The Seattle Seahawks looked as good as any team in the NFL when they came barreling down the stretch in 2012. If not for a late drive by Matt Ryan that knocked the Seahawks out of the playoffs in Atlanta, they might not have been stopped. The subject now for our NFL analysis is whether this was just one very impressive hot streak that won’t necessarily roll over into 2013, or whether it was a sign of things to come.
As a football traditionalist, I love the fact that Seattle is one of the few remaining teams that build their success around running the ball and playing defense. Seattle ran it more times than any other offense, with the tough and physical Marshawn Lynch piling up nearly 1,600 yards on the ground. Robert Turbin is a good change-of-pace back and it all makes life a lot easier for quarterback Russell Wilson.

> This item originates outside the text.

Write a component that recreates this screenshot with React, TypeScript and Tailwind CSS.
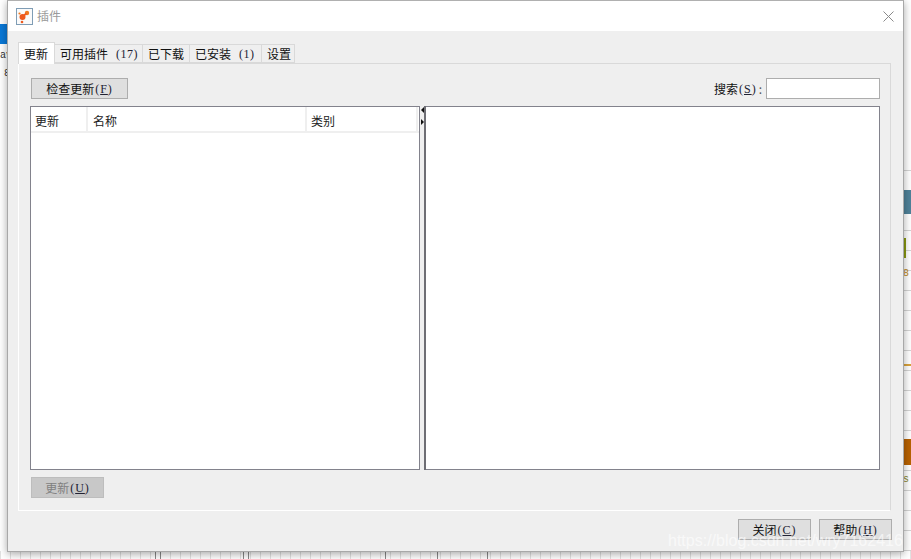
const cjk = "font-['Noto_Sans_CJK_SC','Noto_Sans',sans-serif]";

function Key({ k }: { k: string }) {
  return (
    <span className="font-['Liberation_Serif',serif] text-[12px] tracking-[1px] ml-[1px] text-[#223]">
      (<span className="underline">{k}</span>)
    </span>
  );
}

function Btn({ label, k, disabled, w }: { label: string; k: string; disabled?: boolean; w: string }) {
  return (
    <div
      className={`${w} h-[21px] flex items-center justify-center border text-[12px] ${
        disabled ? 'bg-[#c8c8c8] border-[#bdbdbd] text-[#808080]' : 'bg-[#dfdfdf] border-[#adadad] text-[#111]'
      }`}
    >
      {label}
      <Key k={k} />
    </div>
  );
}

function Tab({ children, active, w }: { children: React.ReactNode; active?: boolean; w: string }) {
  return (
    <div
      className={
        active
          ? `${w} h-[22px] pl-[5px] flex items-center bg-white border-t border-l border-r border-[#d9d9d9] text-[12px] text-[#111] relative z-10 -mb-px whitespace-nowrap`
          : `${w} h-[19px] pl-[5px] pt-[1px] flex items-center bg-[#efefef] border-t border-r border-[#d9d9d9] border-b text-[12px] text-[#111] whitespace-nowrap`
      }
    >
      {children}
    </div>
  );
}

function Background() {
  return (
    <>
      <div className="absolute left-0 top-[24px] w-[8px] h-[20px] bg-[#0a78d7]" />
      <div className="absolute left-0 top-[48px] w-[8px] text-[10px] font-['Liberation_Mono',monospace] text-[#333]">av</div>
      <div className="absolute left-[4px] top-[66px] text-[10px] font-['Liberation_Mono',monospace] text-[#333]">8</div>
      <div className="absolute left-[903px] top-[170px] w-[8px] h-[389px] bg-[repeating-linear-gradient(to_bottom,#d4d4d4_0,#d4d4d4_1px,transparent_1px,transparent_20px)]" />
      <div className="absolute left-[903px] top-[190px] w-[8px] h-[24px] bg-[#4f8299]" />
      <div className="absolute left-[903px] top-[238px] w-[3px] h-[20px] bg-[#8a9a10]" />
      <div className="absolute left-[903px] top-[268px] w-[8px] text-[10px] leading-[12px] font-['Liberation_Mono',monospace] text-[#c08a1a]">8</div>
      <div className="absolute left-[903px] top-[364px] w-[8px] h-[2px] bg-[#d9a23b]" />
      <div className="absolute left-[904px] top-[439px] w-[7px] h-[26px] bg-[#b86200]" />
      <div className="absolute left-[903px] top-[474px] w-[8px] text-[10px] leading-[12px] font-['Liberation_Mono',monospace] text-[#8a8a30]">s</div>
      <div className="absolute left-0 top-[551px] w-[911px] h-[8px] bg-[repeating-linear-gradient(to_right,#e2e2e2_0,#e2e2e2_1px,transparent_1px,transparent_10px)]" />
      <div className="absolute left-[155px] top-[551px] w-[6px] h-[8px] border-x border-[#888]" />
      <div className="absolute left-[243px] top-[551px] w-[6px] h-[8px] border-x border-[#888]" />
      <div className="absolute left-[385px] top-[551px] w-[1px] h-[8px] bg-[#888]" />
      <div className="absolute left-[437px] top-[551px] w-[1px] h-[8px] bg-[#888]" />
      <div className="absolute left-[487px] top-[551px] w-[1px] h-[8px] bg-[#888]" />
    </>
  );
}

export default function App() {
  return (
    <div className={`relative w-[911px] h-[559px] overflow-hidden bg-white ${cjk}`}>
      <Background />
      <div className="relative ml-[7px] w-[897px] h-[552px] flex flex-col border border-[#a8a8a8] border-t-[#b0b0b0] bg-[#efefef] shadow-[0_2px_8px_rgba(0,0,0,0.35)]">
        {/* Title bar */}
        <div className="h-[30px] bg-white flex items-center pl-[8px] pr-[8px] shrink-0">
          <svg width="17" height="17" viewBox="0 0 17 17" className="shrink-0">
            <rect x="0.5" y="0.5" width="16" height="16" fill="#fafafa" stroke="#7f9db5" />
            <circle cx="6.5" cy="9" r="3" fill="#ee5a1e" />
            <circle cx="11" cy="5" r="2.2" fill="#f07a20" />
            <circle cx="6" cy="14" r="1.3" fill="#ee5a1e" />
            <circle cx="3.5" cy="5.5" r="1.1" fill="#f07a20" />
            <path d="M7 8 L10.5 5.5" stroke="#ee5a1e" strokeWidth="2" />
          </svg>
          <span className="ml-[4px] text-[12px] text-[#9a9a9a]">插件</span>
          <svg width="11" height="11" viewBox="0 0 11 11" className="ml-auto mr-[1px]">
            <path d="M0.5 0.5 L10.5 10.5 M10.5 0.5 L0.5 10.5" stroke="#8a8a8a" strokeWidth="1" fill="none" />
          </svg>
        </div>

        {/* Body */}
        <div className="flex-1 flex flex-col px-[10px] pt-[11px]">
          <div className="flex items-end h-[21px] shrink-0">
            <Tab active w="w-[37px]">更新</Tab>
            <Tab w="w-[88px]">可用插件<span className="ml-[8px] font-['Liberation_Serif',serif] text-[12px] tracking-[0.5px] text-[#223]">(17)</span></Tab>
            <Tab w="w-[47px]">已下载</Tab>
            <Tab w="w-[72px]">已安装<span className="ml-[8px] font-['Liberation_Serif',serif] text-[12px] tracking-[0.5px] text-[#223]">(1)</span></Tab>
            <Tab w="w-[33px]">设置</Tab>
          </div>

          {/* Tab panel */}
          <div className="w-[873px] h-[448px] border border-[#d9d9d9] border-b-white border-l-white flex flex-col bg-[#efefef] pl-[11px] pr-[10px] pt-[14px] shrink-0">
            <div className="flex items-center justify-between h-[21px] shrink-0 pl-[1px]">
              <Btn label="检查更新" k="F" w="w-[97px]" />
              <div className="flex items-center">
                <span className="text-[12px] text-[#111]">搜索</span>
                <Key k="S" />
                <span className="text-[12px] text-[#555] ml-[2px] mr-[4px]">:</span>
                <div className="w-[114px] h-[21px] bg-white border border-[#adadad]" />
              </div>
            </div>

            <div className="flex mt-[7px] h-[364px] shrink-0">
              <div className="w-[390px] h-full bg-white border border-[#82828c] shrink-0">
                <div className="flex h-[26px] border-b-2 border-[#efefef] text-[12px] text-[#222] pr-[1px]">
                  <div className="w-[57px] pl-[4px] pt-[3px] flex items-center border-r-2 border-[#efefef]">更新</div>
                  <div className="w-[219px] pl-[5px] pt-[3px] flex items-center border-r-2 border-[#efefef]">名称</div>
                  <div className="flex-1 pl-[4px] pt-[3px] flex items-center border-r-2 border-[#efefef]">类别</div>
                </div>
              </div>
              <div className="w-[6px] relative shrink-0 border-r-2 border-[#6e6e74]">
                <svg width="4" height="22" viewBox="0 0 4 22" className="absolute left-0 top-0">
                  <path d="M4 1 V7 L1 4 Z" fill="#111" />
                  <path d="M1 13 V19 L4 16 Z" fill="#111" />
                </svg>
              </div>
              <div className="w-[454px] h-full bg-white border border-[#82828c] border-l-0 shrink-0" />
            </div>

            <div className="mt-[7px] pl-[1px]">
              <Btn label="更新" k="U" w="w-[73px]" disabled />
            </div>
          </div>

          {/* Footer */}
          <div className="flex justify-end gap-[8px] mt-[8px] pr-[1px]">
            <Btn label="关闭" k="C" w="w-[73px]" />
            <Btn label="帮助" k="H" w="w-[73px]" />
          </div>
        </div>
      </div>

      {/* Watermark */}
      <div className="absolute left-[668px] top-[531px] font-['Liberation_Sans',sans-serif] text-[16px] leading-[20px] text-white/60 whitespace-nowrap">
        https://blog.csdn.net/wry7162416
      </div>
    </div>
  );
}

Defensively, teams don’t try and run on Seattle a lot, but the Seahawks did not rank well in terms of yards-per-rush allowed. Some of that is undoubtedly explained by the fact that most good teams don’t have a lot of rush attempts against them, because the opponent is usually playing from behind.

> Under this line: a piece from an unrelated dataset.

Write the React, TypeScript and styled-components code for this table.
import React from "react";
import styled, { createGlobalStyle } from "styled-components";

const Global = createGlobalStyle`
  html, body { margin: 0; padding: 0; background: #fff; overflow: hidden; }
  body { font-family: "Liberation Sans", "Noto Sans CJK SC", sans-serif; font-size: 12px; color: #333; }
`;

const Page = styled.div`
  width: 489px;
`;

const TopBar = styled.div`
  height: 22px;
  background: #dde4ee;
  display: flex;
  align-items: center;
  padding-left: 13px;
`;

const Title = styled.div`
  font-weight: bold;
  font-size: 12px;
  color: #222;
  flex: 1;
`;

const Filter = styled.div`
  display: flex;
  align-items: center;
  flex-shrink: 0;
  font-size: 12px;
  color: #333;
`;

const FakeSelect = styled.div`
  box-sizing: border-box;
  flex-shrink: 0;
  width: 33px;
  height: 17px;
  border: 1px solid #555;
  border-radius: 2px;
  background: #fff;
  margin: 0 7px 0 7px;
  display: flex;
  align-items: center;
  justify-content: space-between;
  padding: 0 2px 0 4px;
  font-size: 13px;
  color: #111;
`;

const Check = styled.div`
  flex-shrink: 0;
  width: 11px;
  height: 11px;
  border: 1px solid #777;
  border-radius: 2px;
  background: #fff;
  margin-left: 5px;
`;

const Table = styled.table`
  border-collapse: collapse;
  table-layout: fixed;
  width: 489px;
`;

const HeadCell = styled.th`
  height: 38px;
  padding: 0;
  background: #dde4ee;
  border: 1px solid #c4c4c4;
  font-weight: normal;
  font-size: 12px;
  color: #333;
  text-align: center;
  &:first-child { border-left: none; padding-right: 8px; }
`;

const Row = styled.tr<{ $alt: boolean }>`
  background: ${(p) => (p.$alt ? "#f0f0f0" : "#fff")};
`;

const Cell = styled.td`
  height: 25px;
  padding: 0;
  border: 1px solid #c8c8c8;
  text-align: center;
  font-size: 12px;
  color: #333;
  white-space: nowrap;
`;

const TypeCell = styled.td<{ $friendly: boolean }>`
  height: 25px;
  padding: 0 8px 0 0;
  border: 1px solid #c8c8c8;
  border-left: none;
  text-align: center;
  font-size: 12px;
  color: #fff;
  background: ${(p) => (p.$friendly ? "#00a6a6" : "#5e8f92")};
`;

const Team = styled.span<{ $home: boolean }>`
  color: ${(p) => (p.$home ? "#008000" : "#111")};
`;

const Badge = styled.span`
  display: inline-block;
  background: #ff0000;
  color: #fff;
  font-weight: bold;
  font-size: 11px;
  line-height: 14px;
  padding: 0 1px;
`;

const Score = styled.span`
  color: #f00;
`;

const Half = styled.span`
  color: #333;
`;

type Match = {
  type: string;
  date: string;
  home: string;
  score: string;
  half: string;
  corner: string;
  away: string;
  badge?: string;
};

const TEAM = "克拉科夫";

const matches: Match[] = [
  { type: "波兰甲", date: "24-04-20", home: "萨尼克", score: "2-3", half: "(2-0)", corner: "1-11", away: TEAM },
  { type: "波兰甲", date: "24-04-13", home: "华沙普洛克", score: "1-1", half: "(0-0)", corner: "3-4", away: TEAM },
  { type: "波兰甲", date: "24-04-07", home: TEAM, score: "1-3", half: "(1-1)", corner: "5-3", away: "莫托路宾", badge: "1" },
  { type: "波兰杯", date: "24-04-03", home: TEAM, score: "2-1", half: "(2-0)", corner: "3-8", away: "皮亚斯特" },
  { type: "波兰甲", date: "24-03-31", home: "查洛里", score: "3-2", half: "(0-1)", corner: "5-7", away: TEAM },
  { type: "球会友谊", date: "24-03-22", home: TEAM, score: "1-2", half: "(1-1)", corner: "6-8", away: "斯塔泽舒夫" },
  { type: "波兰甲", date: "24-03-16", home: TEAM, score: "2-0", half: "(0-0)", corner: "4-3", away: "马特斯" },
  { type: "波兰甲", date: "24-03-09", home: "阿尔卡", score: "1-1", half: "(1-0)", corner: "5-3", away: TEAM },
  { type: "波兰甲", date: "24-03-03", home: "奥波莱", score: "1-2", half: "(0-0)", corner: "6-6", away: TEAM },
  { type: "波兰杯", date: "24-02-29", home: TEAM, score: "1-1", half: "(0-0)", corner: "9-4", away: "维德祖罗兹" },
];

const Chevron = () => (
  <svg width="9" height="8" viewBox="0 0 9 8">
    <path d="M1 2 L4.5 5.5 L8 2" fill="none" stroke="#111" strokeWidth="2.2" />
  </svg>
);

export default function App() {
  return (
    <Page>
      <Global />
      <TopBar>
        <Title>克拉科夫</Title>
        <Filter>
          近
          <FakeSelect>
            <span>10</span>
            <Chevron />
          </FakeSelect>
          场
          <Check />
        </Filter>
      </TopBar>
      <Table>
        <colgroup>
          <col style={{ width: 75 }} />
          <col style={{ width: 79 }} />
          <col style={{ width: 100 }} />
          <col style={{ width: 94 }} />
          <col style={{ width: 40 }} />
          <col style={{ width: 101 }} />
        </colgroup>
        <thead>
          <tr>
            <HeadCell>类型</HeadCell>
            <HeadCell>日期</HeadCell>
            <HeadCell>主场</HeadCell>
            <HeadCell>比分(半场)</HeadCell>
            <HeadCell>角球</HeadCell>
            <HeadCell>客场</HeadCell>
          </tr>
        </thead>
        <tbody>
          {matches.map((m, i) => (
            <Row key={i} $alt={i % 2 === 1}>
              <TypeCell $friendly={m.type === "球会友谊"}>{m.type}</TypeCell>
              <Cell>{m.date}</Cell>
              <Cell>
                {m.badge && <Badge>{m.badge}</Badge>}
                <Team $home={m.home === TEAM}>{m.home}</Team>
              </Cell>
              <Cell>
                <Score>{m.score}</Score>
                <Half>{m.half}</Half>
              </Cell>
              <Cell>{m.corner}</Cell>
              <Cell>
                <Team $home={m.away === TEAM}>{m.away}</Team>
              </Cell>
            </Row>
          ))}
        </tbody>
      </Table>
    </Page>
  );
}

That might explain, for example, why Seattle’s run defense isn’t tested as often as Cleveland’s, but it doesn’t explain why the Seahawks’ opponents ranked 31s in the NFL in rush attempts. I would look for Seattle to be tested here more frequently.
And you may as well try and run on the Seahawks, because passing is going to be tougher. This was already a very good pass defense, with Richard Sherman and Brandon Browner on the corner. Seattle went out and added defensive end Cliff Avril on the free agent market. Avril had 9 ½ sacks in Detroit and he’ll strengthen the area the pass defense was lacking in—pressure on the quarterback.

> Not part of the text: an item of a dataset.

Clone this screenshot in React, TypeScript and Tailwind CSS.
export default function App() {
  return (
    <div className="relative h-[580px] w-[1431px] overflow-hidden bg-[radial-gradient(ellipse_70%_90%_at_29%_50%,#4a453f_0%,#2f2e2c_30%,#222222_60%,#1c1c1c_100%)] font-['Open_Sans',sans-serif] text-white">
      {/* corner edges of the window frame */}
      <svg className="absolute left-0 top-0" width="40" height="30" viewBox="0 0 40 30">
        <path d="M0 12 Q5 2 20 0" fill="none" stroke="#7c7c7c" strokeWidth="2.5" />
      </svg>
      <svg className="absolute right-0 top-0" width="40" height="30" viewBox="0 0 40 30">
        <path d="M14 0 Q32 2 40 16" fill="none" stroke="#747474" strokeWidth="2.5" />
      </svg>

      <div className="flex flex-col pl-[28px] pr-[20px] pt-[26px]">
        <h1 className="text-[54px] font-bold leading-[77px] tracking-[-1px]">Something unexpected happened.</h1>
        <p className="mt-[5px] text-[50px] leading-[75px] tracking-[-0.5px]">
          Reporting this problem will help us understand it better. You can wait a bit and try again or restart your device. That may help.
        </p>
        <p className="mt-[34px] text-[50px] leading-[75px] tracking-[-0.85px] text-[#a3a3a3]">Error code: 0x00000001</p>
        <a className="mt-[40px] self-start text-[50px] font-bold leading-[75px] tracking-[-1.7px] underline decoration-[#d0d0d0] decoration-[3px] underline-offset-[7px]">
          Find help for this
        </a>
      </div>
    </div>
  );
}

The most hyped offseason change though, has already blown up in Seattle’s face. Percy Harvin, brought in to give the passing attack a deep threat, is already gone for the year. Harvin’s injury can’t come as any surprise, given his brittleness while in Minnesota, but for it to have happened before training camp broke was disheartening for the Seahawks.
Wilson made huge strides in the second half of last season, transitioning from game manager to game change with his mobility and leadership. But when even Tom Brady is hindered by the lack of a deep threat, what does that say about Russell Wilson? I love the kid, but I’m not high on Golden Tate, or the health of Sidney Rice. And those are the targets.
Seattle faces big expectations this year, with an Over/Under win number of 10.5 being posted in Las Vegas. That number looks awfully good to me, and I expect it’ll fall within a half-game. But I see 10 wins as more likely than 11, and I see 9-7 as more likely than 12-4, so that points me to the Under.